Henceforth, at the present time, I am, in fact, a joint legal custodian of my
son, as per the temporary change
of custody order, March 1999, in Georgia.
The child was not returned to the mother, but to the central authority, and they
were
the applicant. The order for the return would be, as well, an order to the
central authority, recognising that the mother, nevertheless,
has
submitted
to the jurisdiction of this Court, among others, by making an appearance and
conceding that she would bring the child back
if so ordered.
The
honourable Justice Buckley of the Queensland Family Court placed my son
under the care of the Director-General of the Department
of Families. By the
time of my son’s removal, the court was exercising custody as per that
order, and my appeal filed on 15
August 2002 was pending. So the
judicial process has not been completed. Therefore, this Court retains its
inherent jurisdiction,
under parens patriae, as in Marion’s Case.
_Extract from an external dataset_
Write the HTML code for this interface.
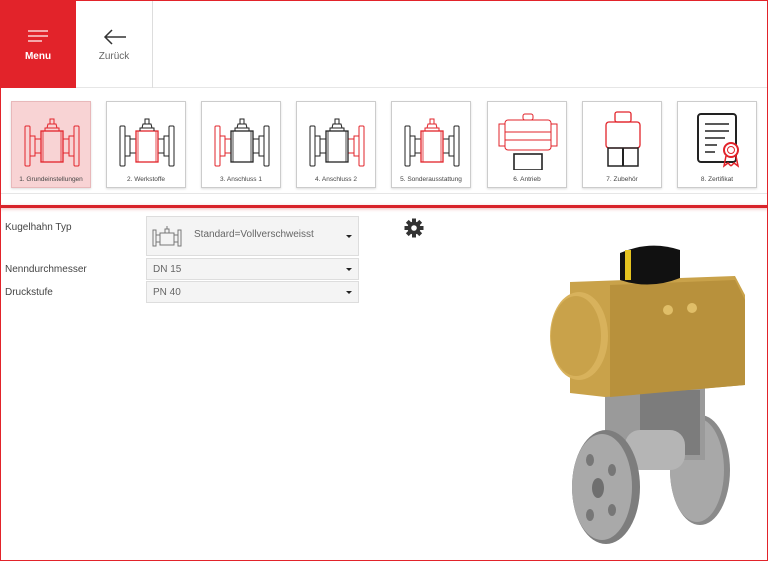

McHUGH ACJ: Yes, thank you. The Court need not hear you,
Mr Parrott.
The applicant seeks special leave to appeal against orders of the Full Court of the Family Court of Australia dismissing his appeal against orders made by a judge of the Family Court that a child of the applicant be returned to the United States of America. The Full Court held that there was no remedy it could grant to achieve any meaningful outcome for the applicant father. Even if the applicant’s appeal to that court was successful on the merits, the Full Court found that the appeal would be rendered nugatory by reason of the fact that the child was now residing in the United States. Finding that no useful purpose could be served by the appeal, the Full Court unanimously dismissed the appeal.
Because the child has been returned to the United States, no useful purpose can be served by the proposed appeal to this Court. The actual decision of the Full Court of the Family Court, in our opinion, is not attended by doubt. Special leave to appeal is accordingly refused with costs.
The Court will now adjourn to reconstitute.